Chariots of Rubble
Travel Blog • Joanna Kakissis • 09.21.07 | 6:34 AM ET

Photo by JOVIKA, via Flickr (Creative Commons).
Antiquity trumps Art Deco, at least in Athens, where ancient glory is both identity and economy. Two buildings—a 1930s landmark and a house owned by “Chariots of Fire” theme composer Vangelis Papathanassiou—are scheduled to be razed in order to clear the view of the Parthenon for visitors at the New Acropolis Museum, says the AP. The plan has enraged Athenians who believe Greece spends too much time lingering over its antiquities instead of appreciating (and preserving) its modern treasures. Neighborhood residents and architects have begun a feverish Internet campaign to save both buildings. So far they’ve gotten a lot of attention and e-mail support from all over the world.
Built by Vassilis Kouremenos, a graduate of Paris’s Ecole des Beaux Arts, the art deco building has a pink marbled facade and a mosaic of Odeipus and the Sphinx on its top floor. “They’re trying to make us vanish,” said Elly Kouremenos, Vassilis’s 85-year-old great-niece. “It’s as though there’s nothing between. Neo neoclassicism, no Art Noveau,” she told Bloomberg News earlier this month.
Vangelis’s pad is also tony but there’s no word on what the iconic new age composer thinks of the whole brouhaha.
The long-delayed New Acropolis Museum, a sleekly modern glass and concrete structure designed by Swiss-born, US-based architect Bernard Tschumi, won’t open until early 2008. It’s designed to one day hold the Parthenon Marbles, which Lord Elgin hacked off and took to England in the early 19th century. They’re now in the British Museum.
As a very wise and skeptical colleague from Rome noted once she saw the planning: Why did the Greeks plan their massive new museum this way when they knew these very buildings were in the way?
Or did they not care? As you ponder that, cue the “Chariots of Fire” theme for maximum drama.
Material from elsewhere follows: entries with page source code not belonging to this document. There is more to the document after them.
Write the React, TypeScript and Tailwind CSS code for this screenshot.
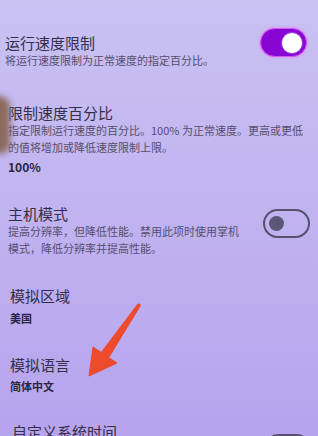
import React from "react";

const font = {
  fontFamily: '"Noto Sans CJK SC", "Noto Sans", "Liberation Sans", sans-serif',
};

function ToggleOn() {
  return (
    <div className="flex h-[29px] w-[47px] shrink-0 items-center justify-end rounded-full border border-[#d65cf0] bg-[#8806d4] pr-[3px] shadow-[0_0_3px_#e37af5]">
      <span className="h-[22px] w-[22px] rounded-full border border-[#9b3fe0] bg-white" />
    </div>
  );
}

function ToggleOff() {
  return (
    <div className="flex h-[29px] w-[47px] shrink-0 items-center rounded-full border-2 border-[#55506c] pl-[4px]">
      <span className="h-[15px] w-[15px] rounded-full bg-[#5c5676]" />
    </div>
  );
}

function Title({ children }: { children: React.ReactNode }) {
  return <div className="text-[15px] leading-[18px] whitespace-nowrap text-[#343049]">{children}</div>;
}

function Desc({ children }: { children: React.ReactNode }) {
  return <div className="text-[11px] leading-[17px] whitespace-nowrap text-[#554f6e]">{children}</div>;
}

function Value({ children, className = "" }: { children: React.ReactNode; className?: string }) {
  return (
    <div className={`text-[11px] font-bold leading-[16px] whitespace-nowrap text-[#2a2540] ${className}`}>
      {children}
    </div>
  );
}

export default function App() {
  return (
    <div
      style={font}
      className="relative h-[436px] w-[318px] overflow-hidden bg-linear-to-b from-[#c9c1f2] via-[#c0b3f0] to-[#b7a3ee] pt-[34px]"
    >
      {/* 运行速度限制 */}
      <div className="flex items-start justify-between pl-[5px] pr-[11px]">
        <div>
          <Title>运行速度限制</Title>
          <Desc>将运行速度限制为正常速度的指定百分比。</Desc>
        </div>
        <div className="-mt-[6px]">
          <ToggleOn />
        </div>
      </div>

      {/* 限制速度百分比 */}
      <div className="mt-[35px] pl-[8px]">
        <Title>限制速度百分比</Title>
        <Desc>
          指定限制运行速度的百分比。100% 为正常速度。更高或更低
          <br />
          的值将增加或降低速度限制上限。
        </Desc>
        <Value className="mt-[3px] text-[12px]">100%</Value>
      </div>

      {/* 主机模式 */}
      <div className="mt-[30px] flex items-start justify-between pl-[8px] pr-[8px]">
        <div>
          <Title>主机模式</Title>
          <Desc>
            提高分辨率，但降低性能。禁用此项时使用掌机
            <br />
            模式，降低分辨率并提高性能。
          </Desc>
        </div>
        <div className="mt-[4px]">
          <ToggleOff />
        </div>
      </div>

      {/* 模拟区域 */}
      <div className="mt-[30px] pl-[10px]">
        <Title>模拟区域</Title>
        <Value className="mt-[5px]">美国</Value>
      </div>

      {/* 模拟语言 */}
      <div className="mt-[30px] pl-[10px]">
        <Title>模拟语言</Title>
        <Value className="mt-[4px]">简体中文</Value>
      </div>

      {/* 自定义系统时间 */}
      <div className="mt-[29px] flex items-start justify-between pl-[12px] pr-[7px]">
        <Title>自定义系统时间</Title>
        <div className="mt-[11px]">
          <ToggleOff />
        </div>
      </div>

      {/* finger at the left edge */}
      <div className="pointer-events-none absolute left-[-12px] top-[96px] h-[58px] w-[22px] rounded-full bg-[#8c6a5e] blur-[3px]" />

      {/* red arrow */}
      <svg className="pointer-events-none absolute inset-0" width="318" height="436" viewBox="0 0 318 436">
        <polygon
          points="137.8,304.1 101.3,352.4 93,347 89,376 117,363 108.7,357.6 140.2,305.9"
          fill="#ee4a2c"
          stroke="#ee4a2c"
          strokeWidth="1"
          strokeLinejoin="round"
        />
        <circle cx="139" cy="305" r="1.6" fill="#ee4a2c" />
      </svg>
    </div>
  );
}
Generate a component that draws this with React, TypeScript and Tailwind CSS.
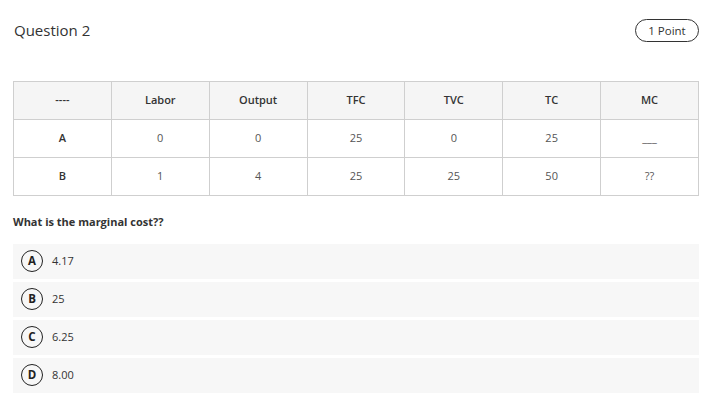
import React from 'react';

const headers = ['----', 'Labor', 'Output', 'TFC', 'TVC', 'TC', 'MC'];
const rows = [
  ['A', '0', '0', '25', '0', '25', '___'],
  ['B', '1', '4', '25', '25', '50', '??'],
];
const options = [
  { key: 'A', label: '4.17' },
  { key: 'B', label: '25' },
  { key: 'C', label: '6.25' },
  { key: 'D', label: '8.00' },
];

export default function App() {
  return (
    <div className="w-[710px] h-[414px] bg-white text-[#333] font-['Open_Sans',sans-serif]">
      <div className="flex items-center justify-between pl-[14px] pr-[11px] pt-[19px]">
        <h1 className="text-[15px] leading-[23px] text-[#333]">Question 2</h1>
        <span className="h-[23px] w-[64px] flex items-center justify-center rounded-full border border-[#333] text-[11.5px] text-[#333]">
          1 Point
        </span>
      </div>

      <div className="pl-[13px] pr-[11px] mt-[39px]">
        <table className="w-full table-fixed border-collapse text-[11px]">
          <thead>
            <tr className="bg-[#f5f5f5]">
              {headers.map((h) => (
                <th key={h} className="h-[38px] border border-[#cfcfcf] font-semibold text-center text-[#333]">
                  {h}
                </th>
              ))}
            </tr>
          </thead>
          <tbody>
            {rows.map((r) => (
              <tr key={r[0]}>
                {r.map((c, i) => (
                  <td
                    key={i}
                    className={`h-[38px] border border-[#cfcfcf] text-center ${i === 0 ? 'font-semibold text-[#333]' : 'text-[#555]'}`}
                  >
                    {c}
                  </td>
                ))}
              </tr>
            ))}
          </tbody>
        </table>
      </div>

      <p className="pl-[13px] mt-[18px] text-[11px] font-bold text-[#333]">What is the marginal cost??</p>

      <div className="pl-[13px] pr-[11px] mt-[13px] flex flex-col gap-[3px]">
        {options.map((o) => (
          <div key={o.key} className="h-[35px] bg-[#f7f7f7] flex items-center pl-[8px]">
            <span className="w-[22px] h-[22px] rounded-full border border-[#222] flex items-center justify-center text-[11.5px] font-bold text-[#222]">
              {o.key}
            </span>
            <span className="ml-[9px] text-[11px] text-[#333]">{o.label}</span>
          </div>
        ))}
      </div>
    </div>
  );
}
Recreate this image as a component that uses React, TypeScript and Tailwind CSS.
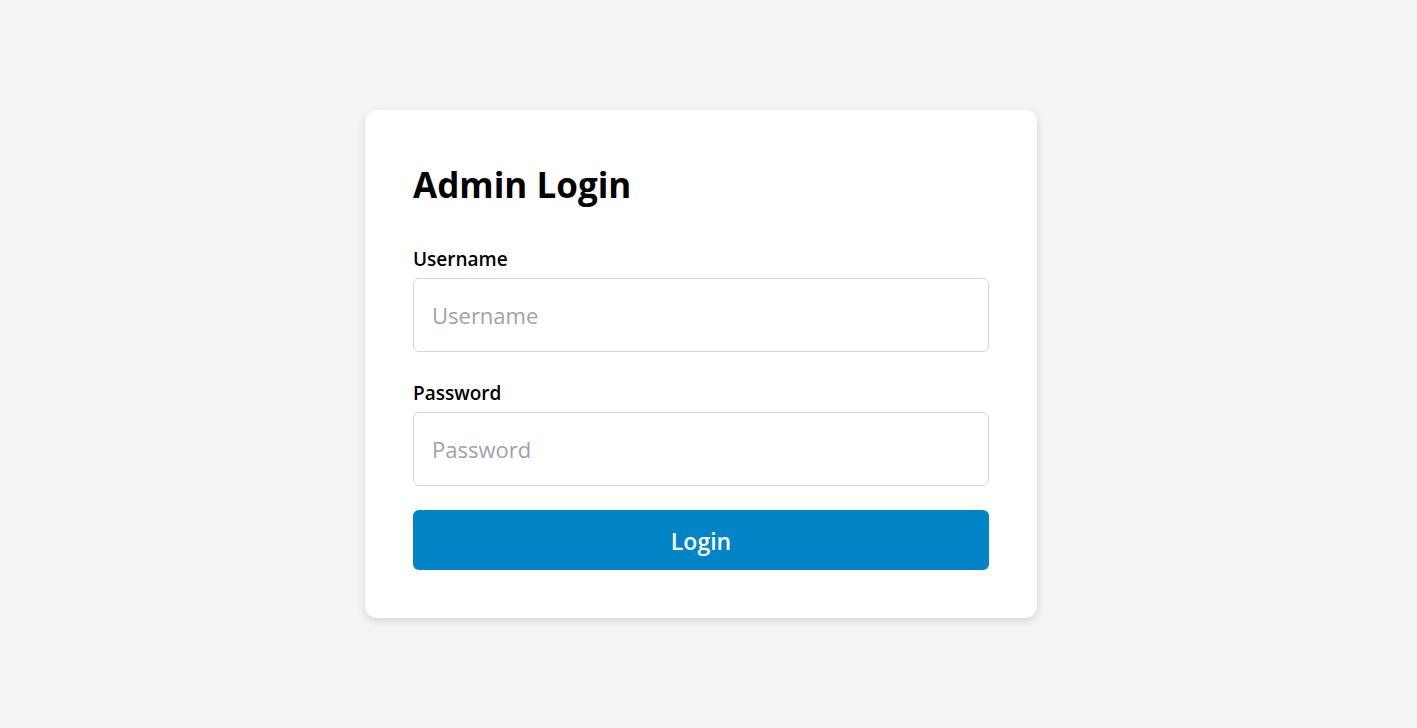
export default function App() {
  return (
    <div className="min-h-screen bg-[#f3f4f6] flex items-center justify-center pr-[15px] font-['Open_Sans',sans-serif]">
      <div className="w-[672px] bg-white rounded-xl shadow-[0_3px_8px_rgba(0,0,0,0.12)] p-12">
        <h1 className="pt-[3px] text-[35px] leading-[48px] font-bold text-black mb-[36px]">Admin Login</h1>
        <form className="flex flex-col" onSubmit={(e) => e.preventDefault()}>
          <label htmlFor="username" className="text-[19px] leading-7 font-semibold text-black mb-[5px]">
            Username
          </label>
          <input
            id="username"
            type="text"
            placeholder="Username"
            className="h-[74px] px-[18px] border border-[#d1d5db] rounded-md text-[22px] text-black placeholder:text-[#9ca3af] outline-none"
          />
          <label htmlFor="password" className="mt-[27px] text-[19px] leading-7 font-semibold text-black mb-[5px]">
            Password
          </label>
          <input
            id="password"
            type="password"
            placeholder="Password"
            className="h-[74px] px-[18px] border border-[#d1d5db] rounded-md text-[22px] text-black placeholder:text-[#9ca3af] outline-none"
          />
          <button
            type="submit"
            className="mt-6 h-[60px] pt-[3px] bg-[#0284c7] text-white text-[23px] font-semibold rounded-md"
          >
            Login
          </button>
        </form>
      </div>
    </div>
  );
}
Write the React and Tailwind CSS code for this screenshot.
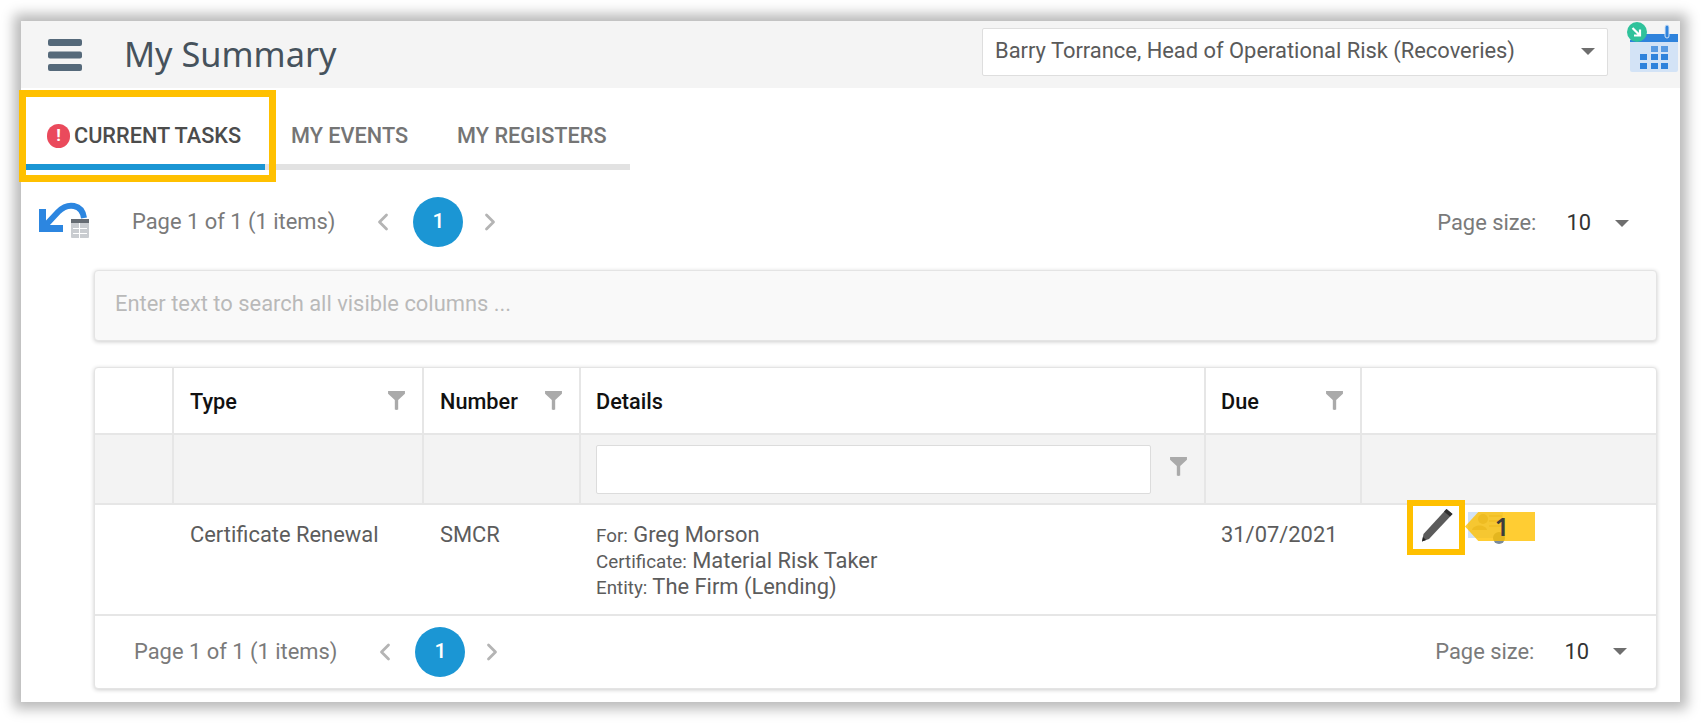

Irene 04.02.08 | 7:22 PM ET
My husband and I spent our honeymoon in Greece which included a stay near the old palace in Athens. What struck us most was the contrast of new and ancient, at one intersection we saw a centuries old tiny chapel nestled in the footings of a modern skyscraper. That photo got more comments from everyone that saw our photos than any other subject. That contrast, at least to us, was what made the trip to Athens all the more interesting and memorable. To not respect it, criminal.